Pictures stay out of this copy, which runs from the first line of the material through the line containing "import React from 'react';".

# Start of Source data

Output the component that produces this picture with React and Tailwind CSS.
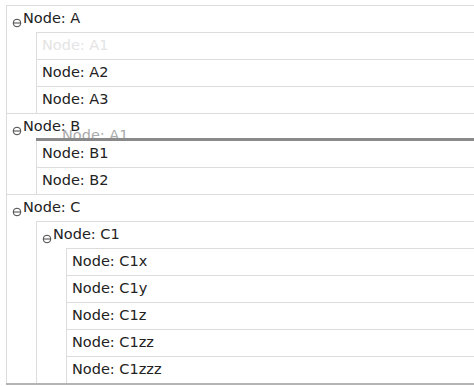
import React from 'react';

const tree = [
  {
    label: 'Node: A',
    children: [{ label: 'Node: A1', dragging: true }, { label: 'Node: A2' }, { label: 'Node: A3' }],
  },
  { label: 'Node: B', children: [{ label: 'Node: B1' }, { label: 'Node: B2' }] },
  {
    label: 'Node: C',
    children: [
      {
        label: 'Node: C1',
        children: [
          { label: 'Node: C1x' },
          { label: 'Node: C1y' },
          { label: 'Node: C1z' },
          { label: 'Node: C1zz' },
          { label: 'Node: C1zzz' },
        ],
      },
    ],
  },
];

// kleines "minus im kreis" zum zuklappen
const Collapse = () => (
  <svg width="10" height="10" viewBox="0 0 10 10" className="mt-[7px] mr-[1px] shrink-0">
    <circle cx="5" cy="5" r="3.8" fill="none" stroke="#444" strokeWidth="1" />
    <line x1="1.5" y1="5" x2="8.5" y2="5" stroke="#444" strokeWidth="1" />
  </svg>
);

const TreeNode = ({ node }) => (
  <li className="border-l border-t border-[#dcdcdc]">
    <div
      className={
        'flex items-center h-[26px] pl-[5px]' + (node.dragging ? ' text-[#e4e4e4]' : ' text-[#222]')
      }
    >
      {node.children && <Collapse />}
      <span>{node.label}</span>
    </div>
    {node.children && (
      <ul className="ml-[29px]">
        {node.children.map((c) => (
          <TreeNode key={c.label} node={c} />
        ))}
      </ul>
    )}
  </li>
);

export default function App() {
  return (
    <div
      className="relative w-screen h-[386px] overflow-hidden bg-white text-[14.5px]"
      style={{ fontFamily: '"DejaVu Sans", Verdana, sans-serif' }}
    >
      <ul className="ml-[6px] mt-[5px] w-[500px] border-b-2 border-b-[#b4b4b4]">
        {tree.map((n) => (
          <TreeNode key={n.label} node={n} />
        ))}
      </ul>

      {/* drag ghost + drop marker */}
      <div className="absolute left-[62px] top-[125px] text-[#ababab] pointer-events-none">Node: A1</div>
      <div className="absolute left-[36px] right-0 top-[138px] h-[3px] bg-[#8a8a8a]" />
    </div>
  );
}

# End of Source data

The solution:
Output the component that produces this picture with React and Tailwind CSS.
import React from 'react';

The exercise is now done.